Dans l'article 332quinquies, § 2, alinéa premier, du même Code, inséré par la loi du 1er juillet 2006, le membre de phrase « si elle concerne un enfant âgé d'au moins un an au moment de l'introduction de la demande, et » est supprimé.

27 janvier 2011.

Christine DEFRAIGNE.
Sabine de BETHUNE.
Zakia KHATTABI.
Guy SWENNEN.
François BELLOT.
Alain COURTOIS.

(1) Cour constitutionnelle, 16 décembre 2010, n° 144/2010.

(2) Voir Jehanne Sosson, JT, 2007, n° 18/2007, pp. 365 et s., no 42.

(3) Voyez notamment: Civ. Liège (3e ch.) 16 mai 2008, Rev. trim. dr. fam., 2009, liv. 1, 211; TJK 2009 (sommaire Melkebeek, C.), liv. 4-5, 358 et Civ. Liège (3e ch.) 21 décembre 2007, Rev. trim. dr. fam., 2009, liv. 1, 196, note Mathieu, G; TJK 2009 (sommaire Melkebeek, C.), liv. 4-5, 358.

(4) Projet de loi modifiant des dispositions du Code civil relatives à l'établissement de la filiation et aux effets de celle-ci, Rapport fait au nom de la Commission de la justice par M. Willems, doc. Sénat, 2005-2006, n° 3-1402/7, p. 42.

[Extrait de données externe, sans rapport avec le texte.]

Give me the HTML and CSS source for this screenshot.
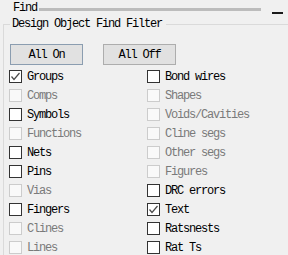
FILE: index.html
```html
<!DOCTYPE html>
<html lang="en">
<head>
  <meta charset="UTF-8">
  <meta name="viewport" content="width=device-width, initial-scale=1.0">
  <title>Find</title>
  <link rel="stylesheet" href="styles.css">
</head>
<body>

  <div class="panel-header">
    <span class="panel-title">Find</span>
    <span class="grip"></span>
    <span class="minimize"></span>
  </div>

  <fieldset class="filter-group">
    <legend>Design Object Find Filter</legend>

    <div class="buttons">
      <button class="focused">All On</button>
      <button>All Off</button>
    </div>

    <div class="columns">
      <ul class="column" id="col-left"></ul>
      <ul class="column" id="col-right"></ul>
    </div>
  </fieldset>

  <script>
    const left = [
      ["Groups", true, true],
      ["Comps", false, false],
      ["Symbols", true, false],
      ["Functions", false, false],
      ["Nets", true, false],
      ["Pins", true, false],
      ["Vias", false, false],
      ["Fingers", true, false],
      ["Clines", false, false],
      ["Lines", false, false]
    ];
    const right = [
      ["Bond wires", true, false],
      ["Shapes", false, false],
      ["Voids/Cavities", false, false],
      ["Cline segs", false, false],
      ["Other segs", false, false],
      ["Figures", false, false],
      ["DRC errors", true, false],
      ["Text", true, true],
      ["Ratsnests", true, false],
      ["Rat Ts", true, false]
    ];

    const tick = '<svg width="11" height="11" viewBox="0 0 11 11"><polyline points="1.5,5.5 4,8.5 9.5,2" fill="none" stroke="#4a4a4a" stroke-width="1.2"/></svg>';

    function renderColumn(id, items) {
      const ul = document.getElementById(id);
      items.forEach(([label, enabled, checked]) => {
        const li = document.createElement("li");
        li.className = enabled ? "option" : "option disabled";
        li.innerHTML = `<span class="box">${checked ? tick : ""}</span><span class="label">${label}</span>`;
        ul.appendChild(li);
      });
    }

    renderColumn("col-left", left);
    renderColumn("col-right", right);
  </script>

</body>
</html>
```

FILE: styles.css
```css
* {
  margin: 0;
  padding: 0;
  box-sizing: border-box;
}

body {
  font-family: "Liberation Mono", "DejaVu Sans Mono", monospace;
  font-size: 12px;
  letter-spacing: -1.2px;
  line-height: 14px;
  background-color: #f0f0f0;
  color: #000;
  overflow: hidden;
  height: 255px;
}

.panel-header {
  display: flex;
  align-items: flex-start;
  height: 17px;
  padding: 1px 0 0 13px;
}

.panel-title {
  width: 26px;
}

.grip {
  flex: 1;
  height: 3px;
  margin-top: 7px;
  background-color: #bcbcbc;
}

.minimize {
  width: 11px;
  height: 2px;
  margin: 11px 5px 0 11px;
  background-color: #1a1a1a;
}

.filter-group {
  width: 320px;
  margin-left: 3px;
  border: 1px solid #dadada;
  padding: 0 0 0 5px;
}

.filter-group legend {
  padding: 0 4px 0 2px;
  margin-left: 1px;
  line-height: 14px;
}

.buttons {
  display: flex;
  gap: 20px;
  margin: 13px 0 2px 1px;
}

.buttons button {
  width: 73px;
  height: 21px;
  font-family: inherit;
  font-size: 12px;
  letter-spacing: -1.2px;
  background-color: #e1e1e1;
  border: 1px solid #adadad;
  color: #000;
}

.buttons button.focused {
  border-color: #8b9db0;
}

.columns {
  display: flex;
}

.column {
  list-style: none;
  width: 138px;
}

.option {
  display: flex;
  align-items: center;
  height: 19px;
  gap: 5px;
}

.box {
  width: 13px;
  height: 13px;
  border: 1px solid #333;
  background-color: #fff;
  display: flex;
  align-items: center;
  justify-content: center;
}

.option.disabled .box {
  border-color: #cccccc;
  background-color: #f9f9f9;
}

.option.disabled .label {
  color: #7a7a7a;
}
```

(5) Voy. à cet égard M. Demaret, « La réforme du droit de la filiation », Chroniques notariales, sous la direction de Y.-H. Leleu, Bruxelles, Larcier, 2006, nos 32 et 33; N. Massager, « La nouvelle loi sur la filiation », Droit des familles, sous la coordination de D. Pire, Commission Université-Palais, Université de Liège, Liège, Anthemis, 2007, p. 77, nos 28 et 29 et J. Sosson, « Le droit de la filiation nouveau est arrivé ! (deuxième partie) », JT, 19/2007, p. 391, n° 41.

(6) Avis de la section législation du Conseil d'État, doc. Sénat, 2005-2006, n° 3-1402/2, p. 4.

(7) Rapport fait au nom de la Commission de la justice par M. Willems, doc. Sénat, 2005-2006, n° 3-1402/7, pp. 3, 11 et 12.

(8) Civ. Liège (3e ch.) 21 décembre 2007, Rev. trim. dr. fam., 2009, liv. 1, 196, note Mathieu, G; TJK 2009 (sommaire Melkebeek, C.), liv. 4-5, 358.